People who believe that their employers have engaged in illegal or unethical behavior should be able to come forward without fear of losing their jobs or facing other forms of retaliation. New Jersey employment law offers broad protections for whistleblowers who report alleged wrongdoing by their employers and engage in other protected activities. At the federal level, numerous statutes include whistleblower protections in specific industries or for specific types of claims. The Sarbanes-Oxley Act of 2002 (SOX), for example, protects employees of publicly-traded corporations who report alleged fraud or violations of securities laws. The U.S. Supreme Court recently agreed to hear a case involving a dispute over who has the burden of proving “retaliatory intent” in SOX whistleblower cases.
New Jersey’s Conscientious Employee Protection Act (CEPA) prohibits employers from “tak[ing] any retaliatory action” against an employee for numerous protected activities. These may include the following:
– Reporting or threatening to report activities that the employee reasonably believes are illegal, unethical, or fraudulent;
– Cooperating with investigations or hearings regarding suspected illegal acts by the employer;
– Testifying in connection with such investigations;
– Objecting to activities or policies that the employee believes are unlawful, fraudulent, or against public policy; and
– Reporting an alleged violation of CEPA.

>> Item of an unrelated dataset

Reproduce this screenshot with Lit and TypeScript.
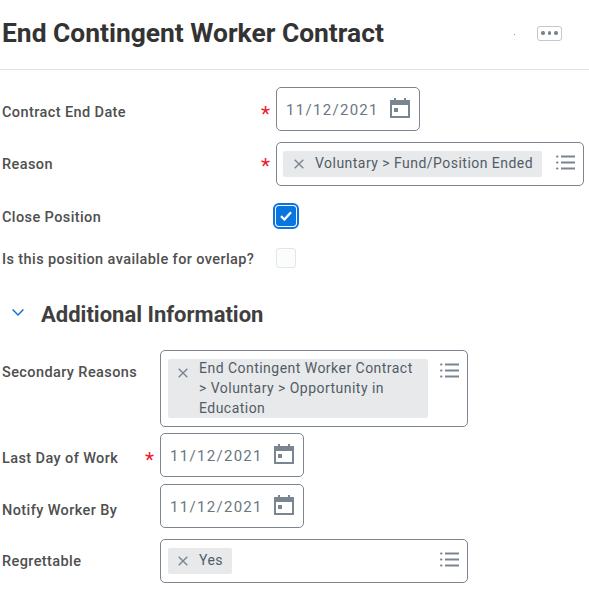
import { LitElement, html, css } from "lit";
import { customElement } from "lit/decorators.js";

const calIcon = html`<svg class="cal" width="20" height="20" viewBox="0 0 20 20"><path fill="#7b858f" fill-rule="evenodd" d="M4 0h2v2h8V0h2v2h4v18H0V2h4V0zM2 7v11h16V7H2z"/><rect fill="#7b858f" x="4" y="10" width="4" height="4"/></svg>`;
const listIcon = html`<svg class="list" width="19" height="15" viewBox="0 0 19 15"><g fill="#7b858f"><rect x="0" y="0.5" width="2.5" height="2" rx="1"/><rect x="5" y="0.5" width="14" height="2"/><rect x="0" y="6.5" width="2.5" height="2" rx="1"/><rect x="5" y="6.5" width="14" height="2"/><rect x="0" y="12.5" width="2.5" height="2" rx="1"/><rect x="5" y="12.5" width="14" height="2"/></g></svg>`;
const xIcon = html`<svg class="x" width="10" height="10" viewBox="0 0 10 10"><path d="M.7.7l8.6 8.6M9.3.7L.7 9.3" stroke="#7b858f" stroke-width="1.4" fill="none"/></svg>`;
const star = html`<span class="star">*</span>`;
const date = html`<div class="box date"><span class="dtext">11/12/2021</span>${calIcon}</div>`;

@customElement("app-root")
export class AppRoot extends LitElement {
  static styles = css`
    :host { display: block; width: 589px; height: 593px; overflow: hidden; background: #fff; font-family: Roboto, "Liberation Sans", sans-serif; color: #4a4a4a; }
    .head { border-bottom: 1px solid #dfe1e3; display: flex; align-items: center; padding: 0 27px 3px 2px; box-sizing: border-box; height: 70px; }
    h1 { margin: 0; font-size: 26.4px; font-weight: 700; color: #333; flex: 1; line-height: 32px; }
    .dot { width: 1px; height: 1px; background: #999; margin-right: 22px; margin-top: 3px; }
    .more { width: 25px; height: 15px; box-sizing: border-box; border: 1px solid #c4c8cc; border-radius: 3px; display: flex; align-items: center; justify-content: center; gap: 3px; }
    .more i { width: 3.4px; height: 3.4px; border-radius: 50%; background: #7b858f; }
    .sec1 { padding-top: 17px; }
    .row { display: flex; align-items: center; padding-left: 2px; }
    .label { font-size: 14.5px; font-weight: 500; color: #4f4f4f; letter-spacing: 0.4px; white-space: nowrap; }
    .lc { display: flex; align-items: center; justify-content: space-between; box-sizing: border-box; padding-right: 6px; }
    .lc.d2 { padding-top: 2px; }
    .lc.d6 { padding-top: 6px; }
    .lc.d8 { padding-top: 8px; }
    .lc.top { align-self: flex-start; margin-top: 14px; }
    .sec1 .lc { width: 274px; }
    .sec2 .lc { width: 158px; }
    .star { color: #ee1c2e; font-size: 21px; line-height: 14px; height: 10px; font-weight: 400; }
    .box { box-sizing: border-box; border: 1px solid #7b858f; border-radius: 5px; background: #fff; display: flex; }
    .date { width: 144px; height: 44px; align-items: center; padding-left: 9px; }
    .dtext { font-size: 15px; letter-spacing: 1.3px; color: #6b7680; width: 104px; padding-top: 2px; }
    .cal { margin-top: -3px; }
    .select { width: 308px; height: 44px; padding: 8px 8px 0 7px; justify-content: space-between; align-items: flex-start; }
    .sec1 .select { padding-left: 6px; }
    .chip { display: flex; align-items: center; background: #e7e9eb; border-radius: 2px; height: 26px; font-size: 14px; letter-spacing: 0.47px; color: #525c66; padding-left: 10px; box-sizing: border-box; }
    .sec1 .chip { padding-left: 11px; }
    .chip .x { margin-right: 11px; flex: none; }
    .chip .t1 { margin-top: -2px; }
    .list { margin-top: 4px; }
    .chk { width: 20px; height: 20px; box-sizing: border-box; border-radius: 3px; }
    .chk.on { background: #0875e1; display: flex; align-items: center; justify-content: center; outline: 2.5px solid #0875e1; outline-offset: 1.5px; }
    .chk.off { border: 1px solid #e3e6e8; background: #fbfcfc; }
    .h2row { display: flex; align-items: center; padding-left: 12px; margin-top: 34px; height: 26px; }
    .h2row svg { margin-right: 17px; margin-top: -6px; }
    h2 { margin: 0; font-size: 22px; font-weight: 700; color: #3f3f3f; line-height: 26px; }
    .multi { height: 77px; }
    .multi .chip { width: 260px; height: 59px; align-items: flex-start; }
    .multi .x { margin-top: 9px; }
    .multi .t { line-height: 20px; margin-top: -1px; }
  `;

  render() {
    return html`
      <div class="head"><h1>End Contingent Worker Contract</h1><div class="dot"></div><div class="more"><i></i><i></i><i></i></div></div>
      <div class="sec1">
        <div class="row"><div class="lc d6"><span class="label">Contract End Date</span>${star}</div>${date}</div>
        <div class="row" style="margin-top:11px"><div class="lc"><span class="label">Reason</span>${star}</div>
          <div class="box select"><div class="chip" style="width:259px">${xIcon}<span class="t1">Voluntary &gt; Fund/Position Ended</span></div>${listIcon}</div></div>
        <div class="row" style="margin-top:20px"><div class="lc d2"><span class="label">Close Position</span></div>
          <div class="chk on"><svg width="12" height="10" viewBox="0 0 12 10"><path d="M1 5.2l3.4 3.3L11 1.2" stroke="#fff" stroke-width="2.3" fill="none"/></svg></div></div>
        <div class="row" style="margin-top:22px"><div class="lc d2"><span class="label">Is this position available for overlap?</span></div><div class="chk off"></div></div>
      </div>
      <div class="h2row"><svg width="12" height="7" viewBox="0 0 12 7"><path d="M.6.6L6 6 11.4.6" stroke="#0b6fd0" stroke-width="1.4" fill="none"/></svg><h2>Additional Information</h2></div>
      <div class="sec2" style="margin-top:22px">
        <div class="row"><div class="lc top"><span class="label">Secondary Reasons</span></div>
          <div class="box select multi"><div class="chip">${xIcon}<span class="t">End Contingent Worker Contract<br>&gt; Voluntary &gt; Opportunity in<br>Education</span></div>${listIcon}</div></div>
        <div class="row" style="margin-top:6px"><div class="lc d6"><span class="label">Last Day of Work</span>${star}</div>${date}</div>
        <div class="row" style="margin-top:7px"><div class="lc d8"><span class="label">Notify Worker By</span></div>${date}</div>
        <div class="row" style="margin-top:11px"><div class="lc"><span class="label">Regrettable</span></div>
          <div class="box select"><div class="chip" style="width:64px">${xIcon}<span class="t1">Yes</span></div>${listIcon}</div></div>
      </div>
    `;
  }
}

While CEPA applies to all employers in New Jersey, the whistleblower protection provisions in SOX only apply to employers that are also publicly-traded corporations governed by the Securities Exchange Act of 1934 and Securities and Exchange Commission (SEC) regulations. The statute’s list of protected activities is similar to CEPA’s list, except that it only applies to reports and investigations related to certain types of fraud, including wire fraud, bank fraud, and securities fraud, as well as violations of SEC regulations and other securities laws.